## Requirements:
Do not copy the pictures; transcribe all other material exactly.

## Information supplied:
— BEGIN —

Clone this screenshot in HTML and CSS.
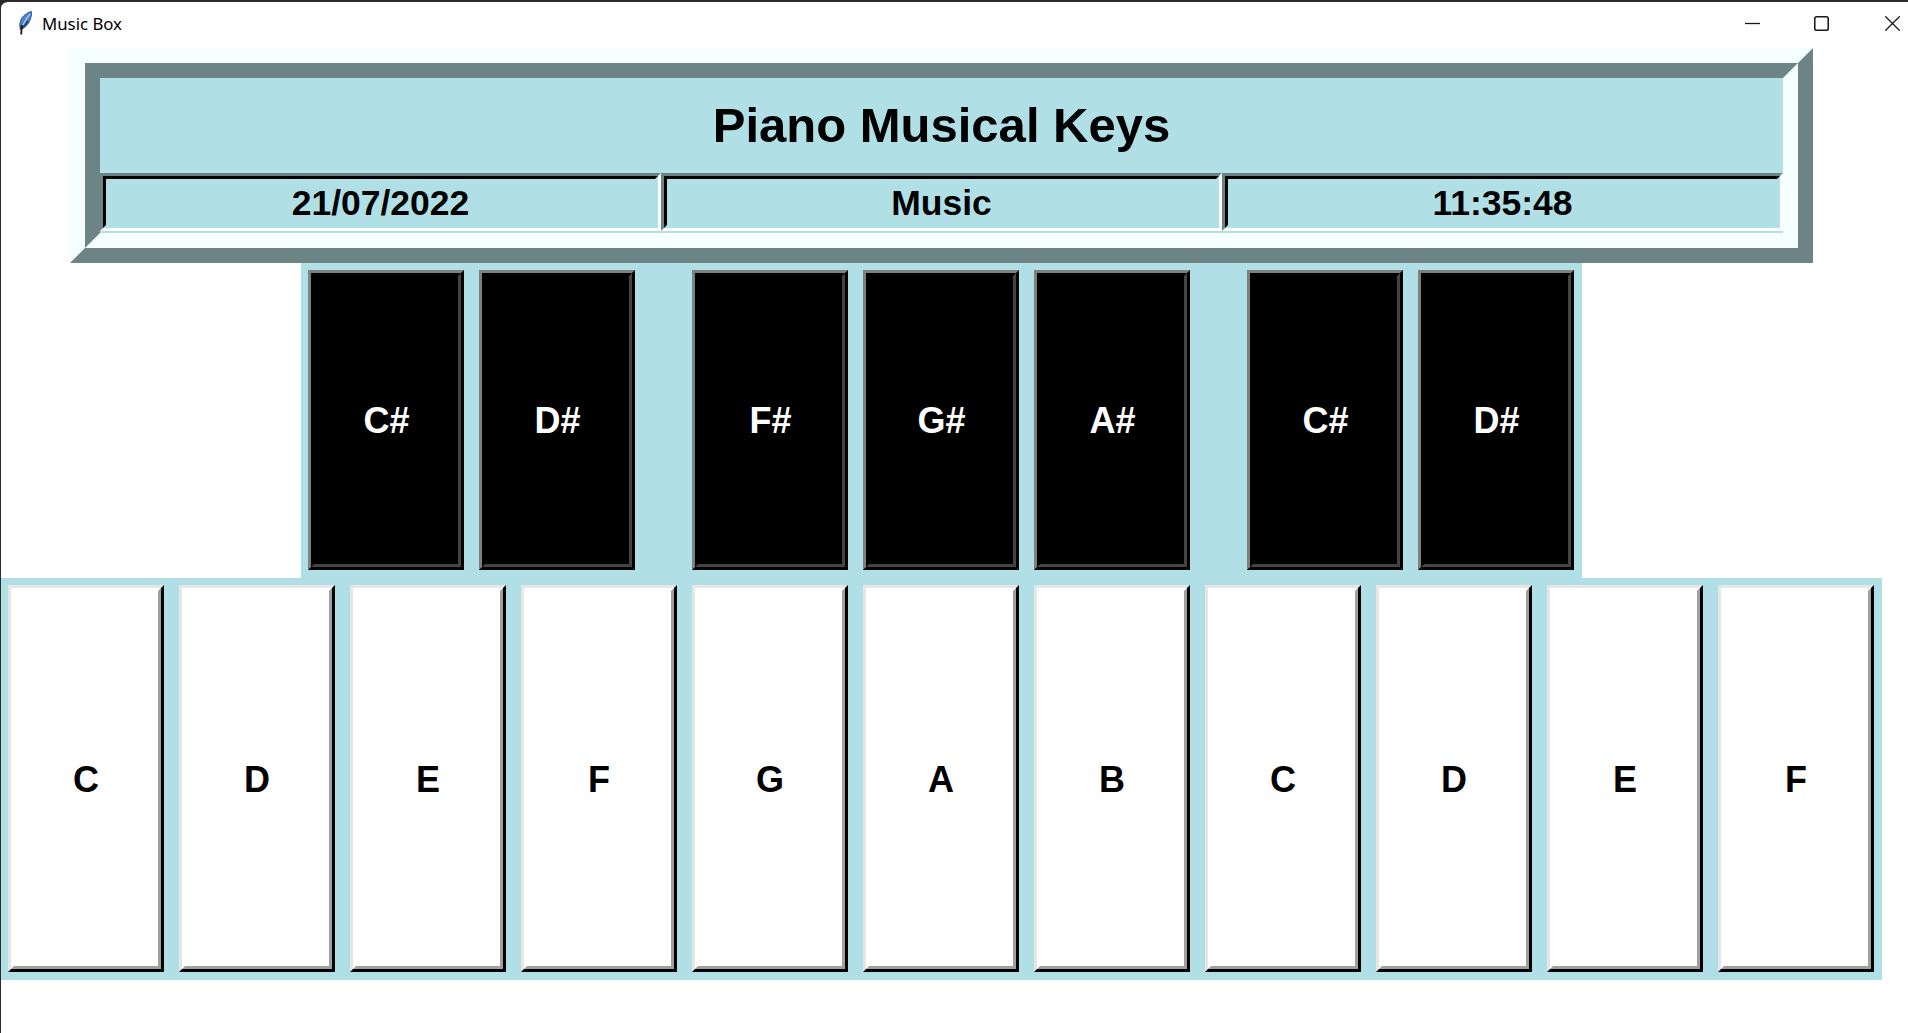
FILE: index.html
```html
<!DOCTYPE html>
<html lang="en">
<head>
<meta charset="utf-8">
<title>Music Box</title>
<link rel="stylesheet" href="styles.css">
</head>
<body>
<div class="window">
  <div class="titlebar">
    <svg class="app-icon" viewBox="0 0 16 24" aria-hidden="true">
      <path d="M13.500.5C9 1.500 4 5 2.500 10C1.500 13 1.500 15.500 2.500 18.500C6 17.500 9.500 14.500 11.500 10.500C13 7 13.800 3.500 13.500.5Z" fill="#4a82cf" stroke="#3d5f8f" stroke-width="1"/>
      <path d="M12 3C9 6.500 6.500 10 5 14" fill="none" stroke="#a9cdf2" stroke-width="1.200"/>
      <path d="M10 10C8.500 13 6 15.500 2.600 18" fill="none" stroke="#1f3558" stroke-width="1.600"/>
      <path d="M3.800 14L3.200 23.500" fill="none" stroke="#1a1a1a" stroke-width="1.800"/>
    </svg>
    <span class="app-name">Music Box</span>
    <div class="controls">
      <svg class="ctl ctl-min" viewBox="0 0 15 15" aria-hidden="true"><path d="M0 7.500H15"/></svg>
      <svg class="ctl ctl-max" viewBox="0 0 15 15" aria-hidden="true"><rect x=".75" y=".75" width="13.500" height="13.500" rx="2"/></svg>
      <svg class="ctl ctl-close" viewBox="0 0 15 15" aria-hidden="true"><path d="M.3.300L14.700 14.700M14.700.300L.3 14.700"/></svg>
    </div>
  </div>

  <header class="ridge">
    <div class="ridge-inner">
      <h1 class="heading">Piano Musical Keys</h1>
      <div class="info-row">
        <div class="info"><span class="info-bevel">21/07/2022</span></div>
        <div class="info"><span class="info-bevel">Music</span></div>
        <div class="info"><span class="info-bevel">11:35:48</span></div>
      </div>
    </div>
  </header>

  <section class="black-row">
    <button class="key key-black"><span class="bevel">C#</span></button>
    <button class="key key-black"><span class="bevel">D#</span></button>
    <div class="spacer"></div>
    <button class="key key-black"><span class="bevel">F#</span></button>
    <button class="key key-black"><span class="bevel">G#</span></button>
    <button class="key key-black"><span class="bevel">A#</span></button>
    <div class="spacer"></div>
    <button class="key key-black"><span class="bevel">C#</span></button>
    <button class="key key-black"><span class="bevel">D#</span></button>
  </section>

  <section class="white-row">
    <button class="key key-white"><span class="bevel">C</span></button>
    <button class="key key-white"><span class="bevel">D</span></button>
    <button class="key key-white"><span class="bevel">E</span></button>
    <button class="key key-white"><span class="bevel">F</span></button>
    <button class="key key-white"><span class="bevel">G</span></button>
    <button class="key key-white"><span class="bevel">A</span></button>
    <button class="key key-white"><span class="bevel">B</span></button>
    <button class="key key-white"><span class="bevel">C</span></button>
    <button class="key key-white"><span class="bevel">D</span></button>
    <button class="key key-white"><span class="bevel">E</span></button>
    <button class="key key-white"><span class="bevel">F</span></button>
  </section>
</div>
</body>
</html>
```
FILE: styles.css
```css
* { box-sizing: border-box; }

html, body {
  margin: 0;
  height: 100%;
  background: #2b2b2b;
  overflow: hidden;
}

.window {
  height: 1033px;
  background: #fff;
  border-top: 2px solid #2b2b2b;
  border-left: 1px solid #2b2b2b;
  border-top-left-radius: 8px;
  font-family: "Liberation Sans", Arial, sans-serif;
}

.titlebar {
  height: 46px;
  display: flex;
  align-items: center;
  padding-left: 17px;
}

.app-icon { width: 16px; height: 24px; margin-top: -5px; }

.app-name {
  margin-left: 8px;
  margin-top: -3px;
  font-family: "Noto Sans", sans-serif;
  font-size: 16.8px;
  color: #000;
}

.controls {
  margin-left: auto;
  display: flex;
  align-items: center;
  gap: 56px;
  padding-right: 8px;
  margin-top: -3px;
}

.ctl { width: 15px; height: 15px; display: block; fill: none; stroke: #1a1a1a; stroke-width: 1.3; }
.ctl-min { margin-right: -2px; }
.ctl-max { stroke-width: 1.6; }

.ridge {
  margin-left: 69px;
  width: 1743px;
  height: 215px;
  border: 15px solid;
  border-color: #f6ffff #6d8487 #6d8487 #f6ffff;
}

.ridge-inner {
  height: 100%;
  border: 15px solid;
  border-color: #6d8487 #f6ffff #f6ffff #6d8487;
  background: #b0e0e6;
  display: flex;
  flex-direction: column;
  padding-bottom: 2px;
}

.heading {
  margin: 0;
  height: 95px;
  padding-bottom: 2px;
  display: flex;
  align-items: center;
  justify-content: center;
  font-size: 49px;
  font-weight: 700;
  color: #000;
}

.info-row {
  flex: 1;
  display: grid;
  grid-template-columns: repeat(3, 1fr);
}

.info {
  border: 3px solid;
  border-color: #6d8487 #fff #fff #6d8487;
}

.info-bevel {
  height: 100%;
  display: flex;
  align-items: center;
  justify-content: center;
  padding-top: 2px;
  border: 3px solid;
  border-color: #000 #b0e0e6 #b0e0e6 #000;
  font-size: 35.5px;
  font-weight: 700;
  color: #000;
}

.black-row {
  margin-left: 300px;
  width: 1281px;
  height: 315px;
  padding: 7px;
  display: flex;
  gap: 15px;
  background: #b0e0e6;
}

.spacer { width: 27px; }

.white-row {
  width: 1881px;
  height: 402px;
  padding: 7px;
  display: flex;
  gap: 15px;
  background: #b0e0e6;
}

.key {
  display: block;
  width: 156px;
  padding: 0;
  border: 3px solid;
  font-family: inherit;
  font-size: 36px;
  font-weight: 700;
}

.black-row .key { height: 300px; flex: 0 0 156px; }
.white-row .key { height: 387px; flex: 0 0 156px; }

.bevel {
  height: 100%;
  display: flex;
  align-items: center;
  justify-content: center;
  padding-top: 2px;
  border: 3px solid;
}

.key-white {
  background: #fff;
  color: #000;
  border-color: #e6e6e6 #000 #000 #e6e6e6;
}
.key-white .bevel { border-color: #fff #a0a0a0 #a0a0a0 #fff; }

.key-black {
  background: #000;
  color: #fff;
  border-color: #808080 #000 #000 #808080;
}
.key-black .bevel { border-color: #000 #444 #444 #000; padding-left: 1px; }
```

— END —

## Reply to the exercise:
Clone this screenshot in HTML and CSS.
FILE: index.html
```html
<!DOCTYPE html>
<html lang="en">
<head>
<meta charset="utf-8">
<title>Music Box</title>
<link rel="stylesheet" href="styles.css">
</head>
<body>
<div class="window">
  <div class="titlebar">
    <svg class="app-icon" viewBox="0 0 16 24" aria-hidden="true">
      <path d="M13.500.5C9 1.500 4 5 2.500 10C1.500 13 1.500 15.500 2.500 18.500C6 17.500 9.500 14.500 11.500 10.500C13 7 13.800 3.500 13.500.5Z" fill="#4a82cf" stroke="#3d5f8f" stroke-width="1"/>
      <path d="M12 3C9 6.500 6.500 10 5 14" fill="none" stroke="#a9cdf2" stroke-width="1.200"/>
      <path d="M10 10C8.500 13 6 15.500 2.600 18" fill="none" stroke="#1f3558" stroke-width="1.600"/>
      <path d="M3.800 14L3.200 23.500" fill="none" stroke="#1a1a1a" stroke-width="1.800"/>
    </svg>
    <span class="app-name">Music Box</span>
    <div class="controls">
      <svg class="ctl ctl-min" viewBox="0 0 15 15" aria-hidden="true"><path d="M0 7.500H15"/></svg>
      <svg class="ctl ctl-max" viewBox="0 0 15 15" aria-hidden="true"><rect x=".75" y=".75" width="13.500" height="13.500" rx="2"/></svg>
      <svg class="ctl ctl-close" viewBox="0 0 15 15" aria-hidden="true"><path d="M.3.300L14.700 14.700M14.700.300L.3 14.700"/></svg>
    </div>
  </div>

  <header class="ridge">
    <div class="ridge-inner">
      <h1 class="heading">Piano Musical Keys</h1>
      <div class="info-row">
        <div class="info"><span class="info-bevel">21/07/2022</span></div>
        <div class="info"><span class="info-bevel">Music</span></div>
        <div class="info"><span class="info-bevel">11:35:48</span></div>
      </div>
    </div>
  </header>

  <section class="black-row">
    <button class="key key-black"><span class="bevel">C#</span></button>
    <button class="key key-black"><span class="bevel">D#</span></button>
    <div class="spacer"></div>
    <button class="key key-black"><span class="bevel">F#</span></button>
    <button class="key key-black"><span class="bevel">G#</span></button>
    <button class="key key-black"><span class="bevel">A#</span></button>
    <div class="spacer"></div>
    <button class="key key-black"><span class="bevel">C#</span></button>
    <button class="key key-black"><span class="bevel">D#</span></button>
  </section>

  <section class="white-row">
    <button class="key key-white"><span class="bevel">C</span></button>
    <button class="key key-white"><span class="bevel">D</span></button>
    <button class="key key-white"><span class="bevel">E</span></button>
    <button class="key key-white"><span class="bevel">F</span></button>
    <button class="key key-white"><span class="bevel">G</span></button>
    <button class="key key-white"><span class="bevel">A</span></button>
    <button class="key key-white"><span class="bevel">B</span></button>
    <button class="key key-white"><span class="bevel">C</span></button>
    <button class="key key-white"><span class="bevel">D</span></button>
    <button class="key key-white"><span class="bevel">E</span></button>
    <button class="key key-white"><span class="bevel">F</span></button>
  </section>
</div>
</body>
</html>
```
FILE: styles.css
```css
* { box-sizing: border-box; }

html, body {
  margin: 0;
  height: 100%;
  background: #2b2b2b;
  overflow: hidden;
}

.window {
  height: 1033px;
  background: #fff;
  border-top: 2px solid #2b2b2b;
  border-left: 1px solid #2b2b2b;
  border-top-left-radius: 8px;
  font-family: "Liberation Sans", Arial, sans-serif;
}

.titlebar {
  height: 46px;
  display: flex;
  align-items: center;
  padding-left: 17px;
}

.app-icon { width: 16px; height: 24px; margin-top: -5px; }

.app-name {
  margin-left: 8px;
  margin-top: -3px;
  font-family: "Noto Sans", sans-serif;
  font-size: 16.8px;
  color: #000;
}

.controls {
  margin-left: auto;
  display: flex;
  align-items: center;
  gap: 56px;
  padding-right: 8px;
  margin-top: -3px;
}

.ctl { width: 15px; height: 15px; display: block; fill: none; stroke: #1a1a1a; stroke-width: 1.3; }
.ctl-min { margin-right: -2px; }
.ctl-max { stroke-width: 1.6; }

.ridge {
  margin-left: 69px;
  width: 1743px;
  height: 215px;
  border: 15px solid;
  border-color: #f6ffff #6d8487 #6d8487 #f6ffff;
}

.ridge-inner {
  height: 100%;
  border: 15px solid;
  border-color: #6d8487 #f6ffff #f6ffff #6d8487;
  background: #b0e0e6;
  display: flex;
  flex-direction: column;
  padding-bottom: 2px;
}

.heading {
  margin: 0;
  height: 95px;
  padding-bottom: 2px;
  display: flex;
  align-items: center;
  justify-content: center;
  font-size: 49px;
  font-weight: 700;
  color: #000;
}

.info-row {
  flex: 1;
  display: grid;
  grid-template-columns: repeat(3, 1fr);
}

.info {
  border: 3px solid;
  border-color: #6d8487 #fff #fff #6d8487;
}

.info-bevel {
  height: 100%;
  display: flex;
  align-items: center;
  justify-content: center;
  padding-top: 2px;
  border: 3px solid;
  border-color: #000 #b0e0e6 #b0e0e6 #000;
  font-size: 35.5px;
  font-weight: 700;
  color: #000;
}

.black-row {
  margin-left: 300px;
  width: 1281px;
  height: 315px;
  padding: 7px;
  display: flex;
  gap: 15px;
  background: #b0e0e6;
}

.spacer { width: 27px; }

.white-row {
  width: 1881px;
  height: 402px;
  padding: 7px;
  display: flex;
  gap: 15px;
  background: #b0e0e6;
}

.key {
  display: block;
  width: 156px;
  padding: 0;
  border: 3px solid;
  font-family: inherit;
  font-size: 36px;
  font-weight: 700;
}

.black-row .key { height: 300px; flex: 0 0 156px; }
.white-row .key { height: 387px; flex: 0 0 156px; }

.bevel {
  height: 100%;
  display: flex;
  align-items: center;
  justify-content: center;
  padding-top: 2px;
  border: 3px solid;
}

.key-white {
  background: #fff;
  color: #000;
  border-color: #e6e6e6 #000 #000 #e6e6e6;
}
.key-white .bevel { border-color: #fff #a0a0a0 #a0a0a0 #fff; }

.key-black {
  background: #000;
  color: #fff;
  border-color: #808080 #000 #000 #808080;
}
.key-black .bevel { border-color: #000 #444 #444 #000; padding-left: 1px; }
```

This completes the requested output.